Im Zuge des geplanten Umbaus soll ausserdem ein enger Vertrauter von Betriebsratschef Bernd Osterloh neuer VW-Personalvorstand werden. Den Posten übernehmen soll Gunnar Kilian, aktuell Generalsekretär des VW-Konzernbetriebsrates, wie die Deutsche Presse-Agentur am Abend aus Kreisen des Aufsichtsrats erfuhr.

Kilian soll den bisherigen Personalvorstand Karlheinz Blessing ablösen. Das hatte zuvor der "Spiegel" berichtet, über die geplante Ablösung Blessings auch das "Handelsblatt". Der einflussreiche VW-Betriebsratschef Osterloh sitzt auch im Aufsichtsrat. Blessing ist erst seit Anfang 2016 im Amt.

VW selbst hatte in einer Mitteilung an die Finanzwelt angekündigt, man prüfe "eine Weiterentwicklung der Führungsstruktur". Dies schliesse Änderungen bei den Verantwortlichkeiten ein, jedoch womöglich auch "eine Veränderung im Amt des Vorstandsvorsitzenden".

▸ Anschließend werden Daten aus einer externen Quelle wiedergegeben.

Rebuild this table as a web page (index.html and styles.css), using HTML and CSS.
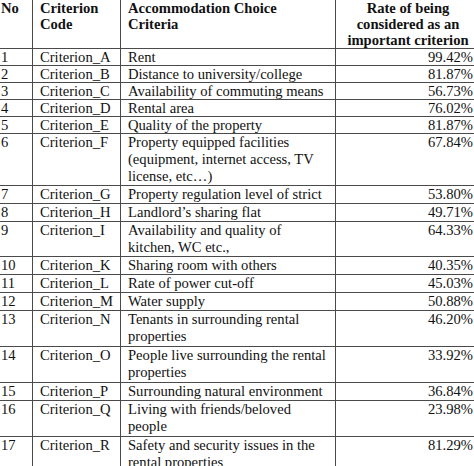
FILE: index.html
```html
<!DOCTYPE html>
<html>
<head>
<meta charset="utf-8">
<link rel="stylesheet" href="styles.css">
</head>
<body>
<table class="crit">
<colgroup>
<col class="c-no"><col class="c-code"><col class="c-crit"><col class="c-rate">
</colgroup>
<thead>
<tr class="head">
<th class="left">No</th>
<th class="left">Criterion<br>Code</th>
<th class="left">Accommodation Choice<br>Criteria</th>
<th class="center">Rate of being<br>considered as an<br>important criterion</th>
</tr>
</thead>
<tbody>
<tr class="tight"><td>1</td><td>Criterion_A</td><td>Rent</td><td class="num">99.42%</td></tr>
<tr class="tight"><td>2</td><td>Criterion_B</td><td>Distance to university/college</td><td class="num">81.87%</td></tr>
<tr class="tight"><td>3</td><td>Criterion_C</td><td>Availability of commuting means</td><td class="num">56.73%</td></tr>
<tr class="tight"><td>4</td><td>Criterion_D</td><td>Rental area</td><td class="num">76.02%</td></tr>
<tr class="tight"><td>5</td><td>Criterion_E</td><td>Quality of the property</td><td class="num">81.87%</td></tr>
<tr><td>6</td><td>Criterion_F</td><td>Property equipped facilities<br>(equipment, internet access, TV<br>license, etc…)</td><td class="num">67.84%</td></tr>
<tr><td>7</td><td>Criterion_G</td><td>Property regulation level of strict</td><td class="num">53.80%</td></tr>
<tr><td>8</td><td>Criterion_H</td><td>Landlord’s sharing flat</td><td class="num">49.71%</td></tr>
<tr><td>9</td><td>Criterion_I</td><td>Availability and quality of<br>kitchen, WC etc.,</td><td class="num">64.33%</td></tr>
<tr><td>10</td><td>Criterion_K</td><td>Sharing room with others</td><td class="num">40.35%</td></tr>
<tr><td>11</td><td>Criterion_L</td><td>Rate of power cut-off</td><td class="num">45.03%</td></tr>
<tr><td>12</td><td>Criterion_M</td><td>Water supply</td><td class="num">50.88%</td></tr>
<tr class="tall"><td>13</td><td>Criterion_N</td><td>Tenants in surrounding rental<br>properties</td><td class="num">46.20%</td></tr>
<tr class="tall"><td>14</td><td>Criterion_O</td><td>People live surrounding the rental<br>properties</td><td class="num">33.92%</td></tr>
<tr><td>15</td><td>Criterion_P</td><td>Surrounding natural environment</td><td class="num">36.84%</td></tr>
<tr class="tall"><td>16</td><td>Criterion_Q</td><td>Living with friends/beloved<br>people</td><td class="num">23.98%</td></tr>
<tr class="last"><td>17</td><td>Criterion_R</td><td>Safety and security issues in the<br>rental properties</td><td class="num">81.29%</td></tr>
</tbody>
</table>
</body>
</html>
```
FILE: styles.css
```css
html, body {
  margin: 0;
  padding: 0;
  background: #ffffff;
  overflow: hidden;
}
body {
  width: 474px;
  height: 466px;
}
.crit {
  border-collapse: collapse;
  table-layout: fixed;
  width: 487px;
  margin-left: -7px;
  margin-top: -1px;
  font-family: "Liberation Serif", "Times New Roman", serif;
  font-size: 14.6px;
  color: #111111;
}
.c-no { width: 39px; }
.c-code { width: 88px; }
.c-crit { width: 215px; }
.c-rate { width: 145px; }
.crit th, .crit td {
  border: 1px solid #4a4a4a;
  padding: 0 7px;
  vertical-align: top;
  white-space: nowrap;
  line-height: 17px;
}
.crit th {
  font-weight: bold;
  line-height: 16px;
}
.crit th.left { text-align: left; }
.crit th.center { text-align: center; }
.crit tr.tight td { line-height: 16px; }
.crit tr.tall td { padding-bottom: 1px; }
.crit tr.last td { line-height: 16.5px; }
.crit td.num { text-align: right; }
```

Welche Punkte im Einzelnen vorgesehen sind und was dies konkret für die Zukunft Müllers bedeuten würde, war vorher unklar geblieben - Volkswagen machte zunächst keine weiteren Angaben dazu. Der Vertrag von Müller (64) läuft eigentlich noch bis 2020. Diess kam 2015 von BMW und handelte unter anderem das Reform- und Sparprogramm "Zukunftspakt" bei der Stammsparte mit dem mächtigen Betriebsrat aus.

Müller habe seine "grundsätzliche Bereitschaft signalisiert, an den Veränderungen mitzuwirken", erklärte VW. An diesem Freitag soll nach dpa-Informationen der Aufsichtsrat zusammenkommen. Dabei dürfte es um eine mögliche Abspaltung des Lkw-Geschäfts und Top-Personalien gehen.

Bei Volkswagen sind die internen Strukturen seit langem ein zentrales Thema, der riesige Konzern kämpft mit seinem komplexen Aufbau und will den einzelnen Marken und Regionen mehr Verantwortung geben. Ausserdem erfordern die Elektromobilität und die Vernetzung viele Veränderungen. Volkswagen investiert hier bereits Milliarden.

Zeitgleich mit den Wolfsburgern ging die Muttergesellschaft Porsche SE an die Öffentlichkeit und teilte mit, dass Veränderungen im VW-Vorstand auch zu Änderungen im Vorstand bei der Porsche SE führen könnten. Die von den Familien Porsche und Piëch kontrollierte Porsche SE hält gut 52 Prozent der Stimmrechte an Volkswagen. Die VW-Vorzugsaktien im Dax legten deutlich zu, zum Handelsschluss an der Frankfurter Börse gewannen sie knapp 5 Prozent.

Müller hatte kürzlich dem "Spiegel" gesagt, aus seiner Sicht müsse das oberste Management von Volkswagen "weiblicher, jünger und internationaler" werden. "Das ist ein riesiges Problem des Konzerns. (...) Ich würde auf jeden Fall gern mit dem Aufsichtsrat diskutieren, wie der Konzern nach meiner Zeit geführt werden soll und von wem." Er selbst könne sich auch eine Aufgabe im Aufsichtsrat vorstellen.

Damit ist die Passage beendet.